*GIVEN INFORMATION*.
╔══
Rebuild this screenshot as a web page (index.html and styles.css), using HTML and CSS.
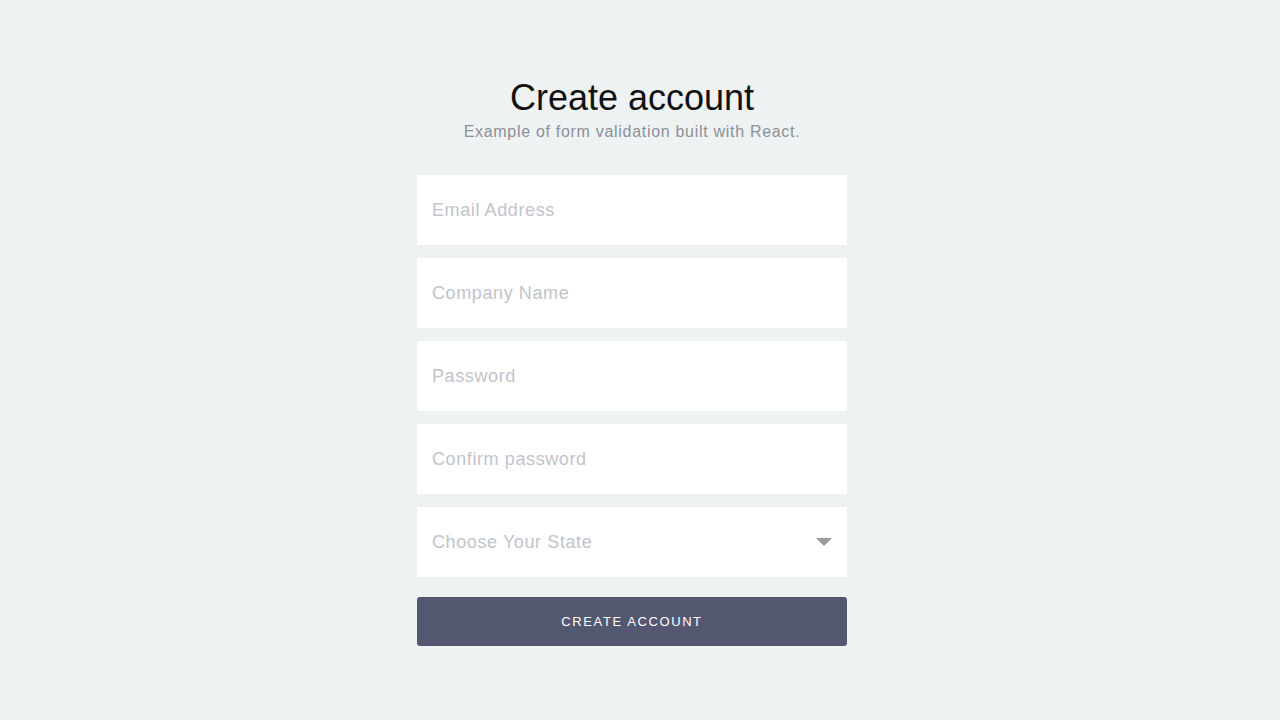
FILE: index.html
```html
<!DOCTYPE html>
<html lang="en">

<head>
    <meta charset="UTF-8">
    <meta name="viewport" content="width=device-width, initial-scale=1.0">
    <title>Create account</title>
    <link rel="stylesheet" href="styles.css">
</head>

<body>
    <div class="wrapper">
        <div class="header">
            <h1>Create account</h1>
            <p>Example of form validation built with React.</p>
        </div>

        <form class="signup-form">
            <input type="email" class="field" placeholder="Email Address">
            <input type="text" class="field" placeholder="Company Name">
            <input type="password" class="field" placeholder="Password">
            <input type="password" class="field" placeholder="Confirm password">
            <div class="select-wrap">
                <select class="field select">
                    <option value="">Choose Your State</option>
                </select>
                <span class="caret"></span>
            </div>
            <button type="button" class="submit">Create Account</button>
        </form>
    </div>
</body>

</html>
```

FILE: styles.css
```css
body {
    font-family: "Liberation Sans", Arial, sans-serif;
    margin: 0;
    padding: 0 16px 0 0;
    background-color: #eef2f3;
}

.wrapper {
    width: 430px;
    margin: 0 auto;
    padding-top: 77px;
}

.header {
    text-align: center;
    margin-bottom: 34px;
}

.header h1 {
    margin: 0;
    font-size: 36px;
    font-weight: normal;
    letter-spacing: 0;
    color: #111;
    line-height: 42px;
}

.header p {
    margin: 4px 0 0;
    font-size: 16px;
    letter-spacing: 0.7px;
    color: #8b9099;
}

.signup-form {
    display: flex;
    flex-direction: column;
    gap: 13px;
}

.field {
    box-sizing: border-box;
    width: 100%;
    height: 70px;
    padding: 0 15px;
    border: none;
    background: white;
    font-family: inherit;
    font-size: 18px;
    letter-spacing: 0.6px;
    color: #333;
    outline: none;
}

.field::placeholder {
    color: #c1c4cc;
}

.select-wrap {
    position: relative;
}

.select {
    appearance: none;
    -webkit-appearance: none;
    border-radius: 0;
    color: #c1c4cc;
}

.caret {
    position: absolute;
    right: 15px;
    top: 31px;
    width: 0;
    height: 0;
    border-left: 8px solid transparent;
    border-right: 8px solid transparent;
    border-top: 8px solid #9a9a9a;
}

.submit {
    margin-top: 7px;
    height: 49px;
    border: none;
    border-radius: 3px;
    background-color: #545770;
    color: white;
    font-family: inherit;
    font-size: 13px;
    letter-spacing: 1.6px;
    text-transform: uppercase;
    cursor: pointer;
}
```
╚══
*GIVEN TASK*.
Leave out the pictures and output the rest of the material exactly as written.

*EXERCISE ANSWER*.
Rebuild this screenshot as a web page (index.html and styles.css), using HTML and CSS.
FILE: index.html
```html
<!DOCTYPE html>
<html lang="en">

<head>
    <meta charset="UTF-8">
    <meta name="viewport" content="width=device-width, initial-scale=1.0">
    <title>Create account</title>
    <link rel="stylesheet" href="styles.css">
</head>

<body>
    <div class="wrapper">
        <div class="header">
            <h1>Create account</h1>
            <p>Example of form validation built with React.</p>
        </div>

        <form class="signup-form">
            <input type="email" class="field" placeholder="Email Address">
            <input type="text" class="field" placeholder="Company Name">
            <input type="password" class="field" placeholder="Password">
            <input type="password" class="field" placeholder="Confirm password">
            <div class="select-wrap">
                <select class="field select">
                    <option value="">Choose Your State</option>
                </select>
                <span class="caret"></span>
            </div>
            <button type="button" class="submit">Create Account</button>
        </form>
    </div>
</body>

</html>
```

FILE: styles.css
```css
body {
    font-family: "Liberation Sans", Arial, sans-serif;
    margin: 0;
    padding: 0 16px 0 0;
    background-color: #eef2f3;
}

.wrapper {
    width: 430px;
    margin: 0 auto;
    padding-top: 77px;
}

.header {
    text-align: center;
    margin-bottom: 34px;
}

.header h1 {
    margin: 0;
    font-size: 36px;
    font-weight: normal;
    letter-spacing: 0;
    color: #111;
    line-height: 42px;
}

.header p {
    margin: 4px 0 0;
    font-size: 16px;
    letter-spacing: 0.7px;
    color: #8b9099;
}

.signup-form {
    display: flex;
    flex-direction: column;
    gap: 13px;
}

.field {
    box-sizing: border-box;
    width: 100%;
    height: 70px;
    padding: 0 15px;
    border: none;
    background: white;
    font-family: inherit;
    font-size: 18px;
    letter-spacing: 0.6px;
    color: #333;
    outline: none;
}

.field::placeholder {
    color: #c1c4cc;
}

.select-wrap {
    position: relative;
}

.select {
    appearance: none;
    -webkit-appearance: none;
    border-radius: 0;
    color: #c1c4cc;
}

.caret {
    position: absolute;
    right: 15px;
    top: 31px;
    width: 0;
    height: 0;
    border-left: 8px solid transparent;
    border-right: 8px solid transparent;
    border-top: 8px solid #9a9a9a;
}

.submit {
    margin-top: 7px;
    height: 49px;
    border: none;
    border-radius: 3px;
    background-color: #545770;
    color: white;
    font-family: inherit;
    font-size: 13px;
    letter-spacing: 1.6px;
    text-transform: uppercase;
    cursor: pointer;
}
```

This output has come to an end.